The verdict against the Citron Research founder could reshape how short sellers communicate and trade in public markets.
Short seller Andrew Left has been found guilty of stock manipulation charges in a closely watched U.S. case that has sent shockwaves through the short-selling industry. The founder of Citron Research was convicted on 13 of 17 counts after a three-week trial in Los Angeles.
Key Details
Prosecutors argued that Left used social media posts to influence stock prices while quickly closing his positions for profit. Authorities said he earned more than $20 million from related trades between 2018 and 2023.
The 55-year-old was found guilty of securities fraud and multiple charges tied to specific stocks. Prosecutors claimed his public statements often failed to reflect his true trading intentions, creating misleading signals for investors.
One example involved streaming company Roku in January 2019. According to the government, Left opened a short position, publicly called the stock “uninvestible,” and later earned roughly $700,000 as the shares fell.

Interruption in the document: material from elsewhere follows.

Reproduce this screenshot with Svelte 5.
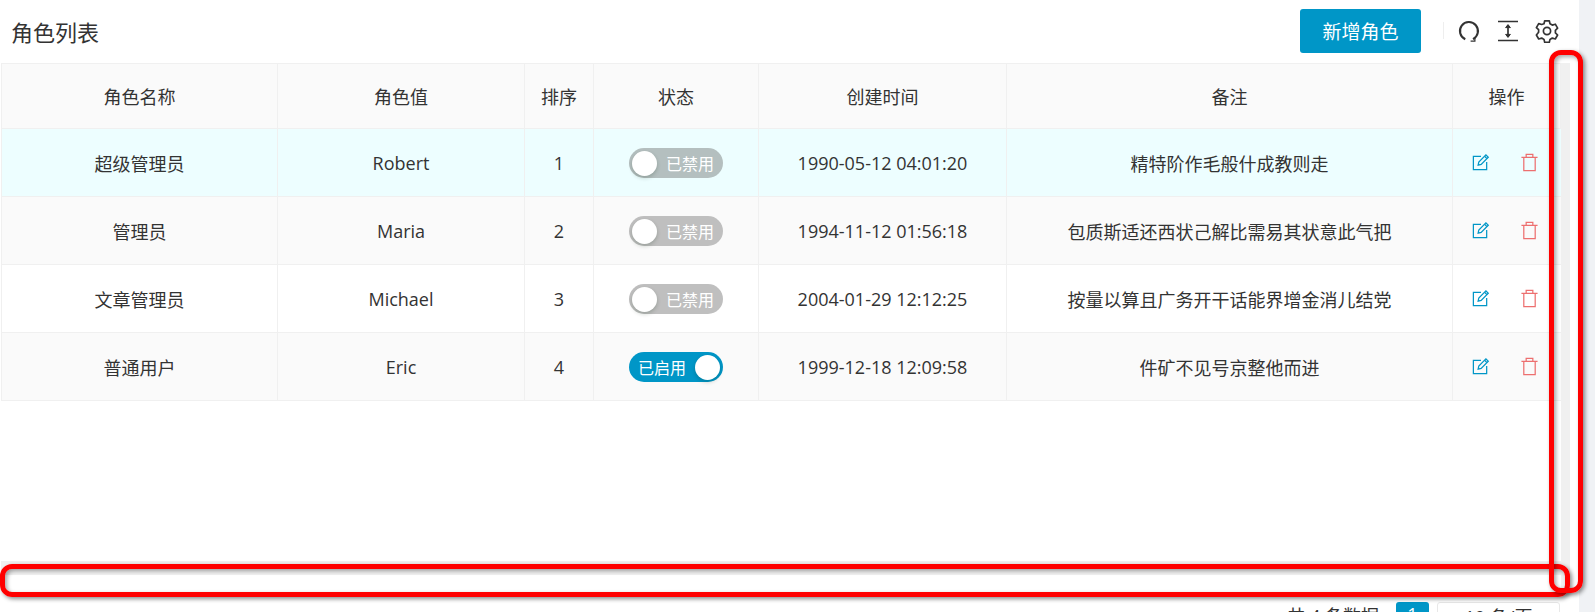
<script>
  const rows = [
    { name: '超级管理员', value: 'Robert', order: 1, on: false, time: '1990-05-12 04:01:20', note: '精特阶作毛般什成教则走', active: true },
    { name: '管理员', value: 'Maria', order: 2, on: false, time: '1994-11-12 01:56:18', note: '包质斯适还西状己解比需易其状意此气把' },
    { name: '文章管理员', value: 'Michael', order: 3, on: false, time: '2004-01-29 12:12:25', note: '按量以算且广务开干话能界增金消儿结党' },
    { name: '普通用户', value: 'Eric', order: 4, on: true, time: '1999-12-18 12:09:58', note: '件矿不见号京整他而进' }
  ];
</script>

<div class="page">
  <main class="panel">
    <header class="toolbar">
      <h1>角色列表</h1>
      <div class="actions">
        <button class="primary">新增角色</button>
        <span class="divider"></span>
        <svg class="tool" viewBox="0 0 24 24" fill="none" stroke="#333" stroke-width="2.1"><path d="M8.3 20.3A9 9 0 1 1 16 20.1" /><path d="M13.6 22.2h4.3v-4" stroke-width="1.2" /></svg>
        <svg class="tool" viewBox="0 0 24 24" fill="none" stroke="#333" stroke-width="1.7"><path d="M2 2.5h20M2 21.5h20" /><path d="M12 6v12" /><path d="M9.6 8.6 12 5.6l2.4 3ZM9.6 15.4 12 18.4l2.4-3Z" fill="#333" stroke-width="1" /></svg>
        <svg class="tool" viewBox="0 0 24 24" fill="none" stroke="#333" stroke-width="1.7" stroke-linejoin="round"><circle cx="12" cy="12" r="3.6" /><path d="M9.7 1.8h4.6l.7 3 2.3 1.3 3-.9 2.3 4-2.2 2.1v2.6l2.2 2.1-2.3 4-3-.9-2.3 1.3-.7 3H9.7l-.7-3-2.3-1.3-3 .9-2.3-4L3.6 13.300v-2.600L1.400 8.600l2.300-4 3 .9L9 4.800z" /></svg>
      </div>
    </header>

    <div class="table-wrap">
      <div class="table">
        <div class="row head">
          <div class="cell">角色名称</div>
          <div class="cell">角色值</div>
          <div class="cell">排序</div>
          <div class="cell">状态</div>
          <div class="cell">创建时间</div>
          <div class="cell">备注</div>
          <div class="cell">操作</div>
        </div>
        {#each rows as r, i}
          <div class="row" class:striped={i % 2 === 1} class:active={r.active}>
            <div class="cell">{r.name}</div>
            <div class="cell">{r.value}</div>
            <div class="cell">{r.order}</div>
            <div class="cell">
              <span class="switch" class:on={r.on}>
                <span class="knob"></span>
                <span class="label">{r.on ? '已启用' : '已禁用'}</span>
              </span>
            </div>
            <div class="cell">{r.time}</div>
            <div class="cell">{r.note}</div>
            <div class="cell ops">
              <svg class="op" viewBox="0 0 20 20" fill="none" stroke="#0096c7" stroke-width="1.300"><path d="M10.500 3.500H2.500v14h14V9.500" /><path d="M7.500 12.800l.7-3.300L15.700 2l2.500 2.500-7.500 7.500z" /><path d="M14.300 3.400l2.500 2.500" /></svg>
              <svg class="op del" viewBox="0 0 20 20" fill="none" stroke="#ed6f6f" stroke-width="1.300"><path d="M1.500 4.500h17M6.500 4.500V1.500h7v3M4 4.500v14h12v-14" /></svg>
            </div>
          </div>
        {/each}
      </div>
      <div class="vbar"></div>
      <div class="hbar"></div>
    </div>

    <footer class="pager">
      <span class="total">共 4 条数据</span>
      <span class="current">1</span>
      <span class="size">10 条/页</span>
    </footer>
  </main>

  <div class="mark mark-h"></div>
  <div class="mark mark-v"></div>
</div>

<style>
  :global(body) {
    margin: 0;
    background: #f0f2f5;
  }
  .page {
    position: relative;
    width: 1595px;
    height: 612px;
    overflow: hidden;
    font-family: "Open Sans", "Noto Sans CJK SC", sans-serif;
    font-size: 18px;
    color: #333;
  }
  .panel {
    width: 1579px;
    height: 612px;
    background: #fff;
    display: flex;
    flex-direction: column;
    overflow: hidden;
  }
  .toolbar {
    height: 63px;
    flex: none;
    display: flex;
    align-items: center;
    justify-content: space-between;
    padding: 0 20px 0 11px;
    box-sizing: border-box;
  }
  h1 {
    margin: 0;
    font-size: 22px;
    font-weight: 400;
    line-height: 1;
  }
  .actions {
    display: flex;
    align-items: center;
  }
  .primary {
    width: 121px;
    height: 44px;
    margin-top: -2px;
    border: 0;
    border-radius: 3px;
    background: #0096c7;
    color: #fff;
    font: inherit;
    font-size: 19px;
  }
  .divider {
    width: 1px;
    height: 17px;
    margin: -2px 13px 0 22px;
    background: #eee;
  }
  .tool {
    width: 24px;
    height: 24px;
    margin-right: 15px;
    margin-top: -1px;
  }
  .tool:last-child {
    margin-right: 0;
  }
  .table-wrap {
    position: relative;
    height: 529px;
    flex: none;
    padding-left: 1px;
  }
  .table {
    width: 1560px;
    border-top: 1px solid #f0f0f0;
  }
  .row {
    display: grid;
    grid-template-columns: 276px 247px 69px 165px 248px 446px 108px;
    height: 68px;
    box-sizing: border-box;
    border-bottom: 1px solid #f0f0f0;
    border-left: 1px solid #f0f0f0;
  }
  .row.head {
    height: 65px;
    background: #fafafa;
    grid-template-columns: 276px 247px 69px 165px 248px 446px 108px;
  }
  .striped {
    background: #fafafa;
  }
  .active {
    background: #edfeff;
  }
  .cell {
    display: flex;
    align-items: center;
    justify-content: center;
    border-right: 1px solid #f0f0f0;
    white-space: nowrap;
  }
  .switch {
    position: relative;
    display: flex;
    align-items: center;
    justify-content: flex-end;
    box-sizing: border-box;
    width: 94px;
    height: 30px;
    padding: 0 9px;
    border-radius: 15px;
    background: #bfbfbf;
    color: #fff;
    font-size: 16px;
  }
  .active .switch {
    background: #b4bfbf;
  }
  .switch.on {
    background: #0096c7;
    justify-content: flex-start;
  }
  .knob {
    position: absolute;
    left: 3px;
    top: 3px;
    width: 25px;
    height: 25px;
    border-radius: 50%;
    background: #fff;
    box-shadow: 0 2px 4px rgba(0, 35, 11, 0.2);
  }
  .on .knob {
    left: auto;
    right: 3px;
  }
  .ops {
    justify-content: flex-start;
    gap: 30px;
    padding-left: 18px;
    border-right: 0;
  }
  .op {
    width: 19px;
    height: 19px;
  }
  .vbar {
    position: absolute;
    left: 1561px;
    top: 0;
    width: 9px;
    height: 529px;
    background: #f0f0f0;
  }
  .hbar {
    position: absolute;
    left: 1px;
    bottom: 17px;
    width: 1569px;
    height: 14px;
    background: #f0f0f0;
  }
  .pager {
    display: flex;
    align-items: flex-start;
    flex: none;
    height: 20px;
    padding-top: 10px;
    justify-content: flex-end;
    padding-right: 19px;
  }
  .total {
    margin-right: 17px;
  }
  .current {
    box-sizing: border-box;
    width: 33px;
    height: 33px;
    margin-right: 8px;
    border-radius: 3px;
    background: #0096c7;
    color: #fff;
    text-align: center;
  }
  .size {
    box-sizing: border-box;
    width: 123px;
    height: 33px;
    border: 1px solid #e8e8e8;
    border-radius: 3px;
    text-align: center;
  }
  .mark {
    position: absolute;
    box-sizing: border-box;
    border: 5px solid #f00;
    border-radius: 12px;
    box-shadow: 2px 2px 4px rgba(0, 0, 0, 0.45), inset 2px 2px 4px rgba(0, 0, 0, 0.35);
  }
  .mark-h {
    left: 0;
    top: 564px;
    width: 1570px;
    height: 33px;
  }
  .mark-v {
    left: 1549px;
    top: 50px;
    width: 34px;
    height: 543px;
  }
</style>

Left rejected the allegations, saying the case targets free speech and standard market practices. He indicated that he plans to appeal the verdict. His sentencing is scheduled for August 31, and he remains free until then.
Market Reaction
The ruling is expected to draw attention across equity markets, particularly among activist short sellers, hedge funds, and retail traders who rely on public research and market commentary.
While there was no immediate broad-market impact, legal experts believe the case could encourage more cautious communication from short-selling firms and market commentators.
Why It Matters
The verdict may set an important precedent for how regulators evaluate public stock commentary and trading activity. Many short sellers fear the decision could increase legal risks when publishing research or rapidly exiting positions.
Investors will now watch for Left’s appeal, the upcoming sentencing hearing, and whether regulators pursue similar cases against other market participants.